Vertreter des Planungsbüros, dem im Sommer vergangenen Jahres gekündigt worden war, betonten, dass der Bau zu 96 Prozent fertig sei. Es gebe keine Bauruine. Notwendig sei aber eine bessere Projektsteuerung und klarere Vorgaben des Bauherrn. Insgesamt habe es zu ihrer Zeit rund 500 Änderungswünsche des Bauherrn gegeben.

Während es bei der Ausschusssitzung hauptsächlich um die Ursachen für das Debakel ging und der Blick auf eine möglichst schnelle Fertigstellung gerichtet war, ging es in einer Aktuellen Stunde in der vergangenen Woche vor allem um die politische Verantwortung: Sie scheint jeweils beim politischen Gegner zu liegen.

So stellte der verkehrspolitische Sprecher der SPD-Fraktion, Sören Bartol, fest, dass sich seine Parteifreunde Wowereit und Platzeck der Verantwortung gestellt und in ihren Parlamenten die Vertrauensfrage gestellt hätten. Demgegenüber beschränke sich Ramsauer darauf, auf die Rolle des Bundes als Minderheitsgesellschafter zu verweisen und sich hinter seinem Staatssekretär Bomba zu verstecken.

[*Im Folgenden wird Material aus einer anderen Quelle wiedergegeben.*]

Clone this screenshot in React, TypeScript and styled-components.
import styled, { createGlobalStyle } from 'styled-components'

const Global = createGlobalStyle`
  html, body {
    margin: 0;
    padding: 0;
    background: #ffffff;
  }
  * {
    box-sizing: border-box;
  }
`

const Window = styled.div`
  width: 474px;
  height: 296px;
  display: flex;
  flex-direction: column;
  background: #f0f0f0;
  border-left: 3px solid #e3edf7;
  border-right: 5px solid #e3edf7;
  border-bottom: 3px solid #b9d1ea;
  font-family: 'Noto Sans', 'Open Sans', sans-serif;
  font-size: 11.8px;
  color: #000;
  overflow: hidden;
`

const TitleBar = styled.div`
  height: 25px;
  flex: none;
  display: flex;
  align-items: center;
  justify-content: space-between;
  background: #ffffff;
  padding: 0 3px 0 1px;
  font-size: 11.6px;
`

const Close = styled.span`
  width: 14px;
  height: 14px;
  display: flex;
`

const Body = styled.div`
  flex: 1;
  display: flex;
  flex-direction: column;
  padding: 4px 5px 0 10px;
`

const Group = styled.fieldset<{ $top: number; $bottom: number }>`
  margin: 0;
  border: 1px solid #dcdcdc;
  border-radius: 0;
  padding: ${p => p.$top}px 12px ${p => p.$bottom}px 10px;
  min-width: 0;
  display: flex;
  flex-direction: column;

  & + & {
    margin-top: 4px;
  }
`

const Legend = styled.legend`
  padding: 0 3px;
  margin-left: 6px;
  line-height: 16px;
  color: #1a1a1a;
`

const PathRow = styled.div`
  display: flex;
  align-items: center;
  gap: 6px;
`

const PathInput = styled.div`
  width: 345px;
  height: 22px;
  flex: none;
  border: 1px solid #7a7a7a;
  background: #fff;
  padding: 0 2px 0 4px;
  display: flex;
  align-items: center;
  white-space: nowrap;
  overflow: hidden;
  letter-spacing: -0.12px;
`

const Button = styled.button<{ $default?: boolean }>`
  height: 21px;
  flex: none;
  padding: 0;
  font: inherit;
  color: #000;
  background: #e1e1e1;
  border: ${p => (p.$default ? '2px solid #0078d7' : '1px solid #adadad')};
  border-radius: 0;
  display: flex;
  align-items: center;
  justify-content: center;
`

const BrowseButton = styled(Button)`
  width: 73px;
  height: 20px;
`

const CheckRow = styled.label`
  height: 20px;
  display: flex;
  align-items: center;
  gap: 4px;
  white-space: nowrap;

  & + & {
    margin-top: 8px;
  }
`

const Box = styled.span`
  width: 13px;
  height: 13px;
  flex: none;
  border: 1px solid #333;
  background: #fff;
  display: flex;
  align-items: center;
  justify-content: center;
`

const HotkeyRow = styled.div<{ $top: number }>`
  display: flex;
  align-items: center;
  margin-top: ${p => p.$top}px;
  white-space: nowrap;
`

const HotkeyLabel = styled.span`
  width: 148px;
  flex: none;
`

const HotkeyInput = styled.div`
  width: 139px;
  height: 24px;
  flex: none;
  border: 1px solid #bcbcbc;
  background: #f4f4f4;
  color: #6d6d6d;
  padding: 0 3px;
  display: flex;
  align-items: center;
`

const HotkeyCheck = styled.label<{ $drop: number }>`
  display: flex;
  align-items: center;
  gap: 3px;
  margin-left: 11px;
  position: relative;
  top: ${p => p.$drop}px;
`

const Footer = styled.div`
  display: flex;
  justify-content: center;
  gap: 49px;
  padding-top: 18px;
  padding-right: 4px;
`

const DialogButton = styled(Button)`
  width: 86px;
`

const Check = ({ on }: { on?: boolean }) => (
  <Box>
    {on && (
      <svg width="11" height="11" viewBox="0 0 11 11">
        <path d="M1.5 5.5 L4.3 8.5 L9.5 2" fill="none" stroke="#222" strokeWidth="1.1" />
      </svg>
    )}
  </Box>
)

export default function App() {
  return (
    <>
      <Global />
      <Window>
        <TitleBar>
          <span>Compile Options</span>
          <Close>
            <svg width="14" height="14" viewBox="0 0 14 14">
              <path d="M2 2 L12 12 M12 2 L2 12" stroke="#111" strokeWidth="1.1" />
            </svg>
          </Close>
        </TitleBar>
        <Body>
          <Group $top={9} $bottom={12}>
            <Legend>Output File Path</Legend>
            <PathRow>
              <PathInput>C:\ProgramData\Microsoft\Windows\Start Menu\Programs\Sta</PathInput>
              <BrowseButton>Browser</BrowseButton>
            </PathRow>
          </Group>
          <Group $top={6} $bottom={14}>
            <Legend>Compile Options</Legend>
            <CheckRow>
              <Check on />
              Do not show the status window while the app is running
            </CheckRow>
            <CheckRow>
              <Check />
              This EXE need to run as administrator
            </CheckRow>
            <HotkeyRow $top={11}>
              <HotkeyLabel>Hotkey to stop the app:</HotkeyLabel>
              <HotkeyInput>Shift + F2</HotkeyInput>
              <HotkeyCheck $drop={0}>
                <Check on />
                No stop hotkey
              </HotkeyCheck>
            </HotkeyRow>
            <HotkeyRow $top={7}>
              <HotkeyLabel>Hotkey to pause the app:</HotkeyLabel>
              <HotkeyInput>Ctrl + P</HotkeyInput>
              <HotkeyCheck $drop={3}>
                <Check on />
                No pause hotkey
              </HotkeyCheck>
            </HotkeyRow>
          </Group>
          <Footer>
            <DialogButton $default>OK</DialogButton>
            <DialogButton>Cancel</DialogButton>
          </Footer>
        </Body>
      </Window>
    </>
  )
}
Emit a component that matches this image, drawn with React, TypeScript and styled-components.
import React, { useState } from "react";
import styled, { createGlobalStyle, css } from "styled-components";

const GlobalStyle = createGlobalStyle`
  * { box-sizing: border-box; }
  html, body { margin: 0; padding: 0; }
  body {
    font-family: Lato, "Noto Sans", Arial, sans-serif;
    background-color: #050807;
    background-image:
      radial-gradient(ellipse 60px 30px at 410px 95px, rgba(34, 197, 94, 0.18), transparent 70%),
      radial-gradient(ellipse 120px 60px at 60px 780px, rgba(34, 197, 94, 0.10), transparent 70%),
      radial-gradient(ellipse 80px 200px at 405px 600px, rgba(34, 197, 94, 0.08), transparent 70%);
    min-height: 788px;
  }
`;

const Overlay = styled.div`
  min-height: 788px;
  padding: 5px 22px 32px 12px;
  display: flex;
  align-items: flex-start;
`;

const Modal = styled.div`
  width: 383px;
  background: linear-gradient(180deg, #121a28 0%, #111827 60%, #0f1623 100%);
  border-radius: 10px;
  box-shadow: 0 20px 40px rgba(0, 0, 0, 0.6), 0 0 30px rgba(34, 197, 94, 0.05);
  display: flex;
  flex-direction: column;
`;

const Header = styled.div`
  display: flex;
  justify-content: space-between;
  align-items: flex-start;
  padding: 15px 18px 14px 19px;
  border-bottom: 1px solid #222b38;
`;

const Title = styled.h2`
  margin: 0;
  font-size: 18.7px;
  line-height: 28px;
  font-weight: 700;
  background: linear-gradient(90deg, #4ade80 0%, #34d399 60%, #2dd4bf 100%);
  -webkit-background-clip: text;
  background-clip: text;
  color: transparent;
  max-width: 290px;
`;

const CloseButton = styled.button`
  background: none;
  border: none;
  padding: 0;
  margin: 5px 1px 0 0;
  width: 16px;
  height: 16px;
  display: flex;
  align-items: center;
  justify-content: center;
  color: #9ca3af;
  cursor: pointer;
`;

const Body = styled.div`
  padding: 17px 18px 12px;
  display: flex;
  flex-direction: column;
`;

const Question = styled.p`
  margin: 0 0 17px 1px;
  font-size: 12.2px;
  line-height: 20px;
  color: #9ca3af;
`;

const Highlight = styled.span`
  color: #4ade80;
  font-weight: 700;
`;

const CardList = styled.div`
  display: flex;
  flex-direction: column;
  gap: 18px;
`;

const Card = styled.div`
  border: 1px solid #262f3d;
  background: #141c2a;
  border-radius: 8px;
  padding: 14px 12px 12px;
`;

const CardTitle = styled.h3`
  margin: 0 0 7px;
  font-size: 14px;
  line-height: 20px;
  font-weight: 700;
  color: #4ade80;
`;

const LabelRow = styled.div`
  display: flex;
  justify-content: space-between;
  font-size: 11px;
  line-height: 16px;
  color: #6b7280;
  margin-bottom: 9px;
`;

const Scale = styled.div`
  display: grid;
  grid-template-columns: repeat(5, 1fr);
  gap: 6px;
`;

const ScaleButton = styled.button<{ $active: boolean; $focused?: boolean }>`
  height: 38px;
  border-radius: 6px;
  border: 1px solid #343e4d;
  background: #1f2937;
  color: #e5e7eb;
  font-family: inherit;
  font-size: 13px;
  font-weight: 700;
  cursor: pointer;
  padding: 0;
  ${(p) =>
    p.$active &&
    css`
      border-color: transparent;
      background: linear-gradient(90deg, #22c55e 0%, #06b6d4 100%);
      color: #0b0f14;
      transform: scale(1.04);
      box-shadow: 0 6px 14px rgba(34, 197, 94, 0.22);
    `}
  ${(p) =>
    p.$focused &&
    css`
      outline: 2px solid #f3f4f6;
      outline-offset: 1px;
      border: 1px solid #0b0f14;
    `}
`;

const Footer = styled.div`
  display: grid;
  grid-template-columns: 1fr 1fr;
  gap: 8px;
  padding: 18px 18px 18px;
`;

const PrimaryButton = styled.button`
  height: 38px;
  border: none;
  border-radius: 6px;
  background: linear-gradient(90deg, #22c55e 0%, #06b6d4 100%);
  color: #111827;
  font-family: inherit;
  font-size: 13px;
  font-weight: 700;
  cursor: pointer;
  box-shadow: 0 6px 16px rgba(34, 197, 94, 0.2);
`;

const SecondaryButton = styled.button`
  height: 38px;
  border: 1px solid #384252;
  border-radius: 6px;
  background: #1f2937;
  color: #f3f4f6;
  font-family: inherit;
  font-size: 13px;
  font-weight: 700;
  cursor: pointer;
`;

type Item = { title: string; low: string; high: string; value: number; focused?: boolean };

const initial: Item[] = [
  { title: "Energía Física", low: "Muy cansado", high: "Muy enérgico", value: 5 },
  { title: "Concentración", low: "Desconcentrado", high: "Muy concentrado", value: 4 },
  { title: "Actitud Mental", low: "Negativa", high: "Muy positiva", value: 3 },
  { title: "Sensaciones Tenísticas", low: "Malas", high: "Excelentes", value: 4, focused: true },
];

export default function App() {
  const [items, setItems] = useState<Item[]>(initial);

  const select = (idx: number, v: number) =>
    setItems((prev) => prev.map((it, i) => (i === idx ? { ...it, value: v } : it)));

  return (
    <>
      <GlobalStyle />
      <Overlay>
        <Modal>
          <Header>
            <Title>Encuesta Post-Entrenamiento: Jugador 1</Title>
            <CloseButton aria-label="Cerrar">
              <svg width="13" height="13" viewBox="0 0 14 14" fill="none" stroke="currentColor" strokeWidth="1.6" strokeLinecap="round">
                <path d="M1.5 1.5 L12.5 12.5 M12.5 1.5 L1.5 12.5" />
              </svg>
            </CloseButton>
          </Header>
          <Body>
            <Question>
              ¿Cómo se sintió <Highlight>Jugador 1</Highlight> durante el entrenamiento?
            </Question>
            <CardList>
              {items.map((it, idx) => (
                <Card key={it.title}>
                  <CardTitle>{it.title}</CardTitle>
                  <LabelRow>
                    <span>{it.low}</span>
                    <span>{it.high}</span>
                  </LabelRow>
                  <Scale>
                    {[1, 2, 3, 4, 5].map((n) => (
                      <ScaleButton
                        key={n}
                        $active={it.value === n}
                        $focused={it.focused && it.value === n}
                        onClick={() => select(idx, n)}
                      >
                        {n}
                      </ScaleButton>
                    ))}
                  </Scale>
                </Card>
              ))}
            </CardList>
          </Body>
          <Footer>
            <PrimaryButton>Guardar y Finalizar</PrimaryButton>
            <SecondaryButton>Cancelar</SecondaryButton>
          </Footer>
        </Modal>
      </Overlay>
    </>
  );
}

Peter Wichtel (CDU) hielt Wowereit für den Hauptverantwortlichen. Leider sei von ihm kein Wort des Bedauerns zu hören. Der Wechsel in der Spitze des Aufsichtsrats sei lediglich ein Ablenkungsmanöver der SPD. Auch Platzeck sei in diesem Amt eine "klassische Fehlbesetzung". Für Martin Lindner (FDP) hat Wowereit "jämmerlich" versagt. Deshalb forderte der Berliner Abgeordnete auch den Rücktritt Wowereits als Regierender Bürgermeister.

"Ruine hinterlassen"

Für den Vorsitzenden des Verkehrsausschusses, Anton Hofreiter (Bündnis 90/Die Grünen), hat der Aufsichtsrat aus einer Baustelle eine Ruine gemacht. Jetzt würden die Beteiligten sich gegenseitig die Schuld zuschieben, obwohl sie vorher einvernehmlich entschieden hätten. Minister Ramsauer ginge es nicht darum, das Problem zu lösen, sondern darum, wie man daraus politisch Kapital schlagen kann. Stefan Liebich (Die Linke) erinnerte daran, dass alle Parteien beteiligt seien. Es führe nicht weiter, sich gegenseitig die Schuld zuzuschieben. Die wirklich Leidtragenden seien zum Beispiel die Unternehmer, die sich auf die Politik verlassen und auf dem Flughafen investiert hätten. Jetzt müssten sie Konkurs anmelden und ihre Mitarbeiter entlassen.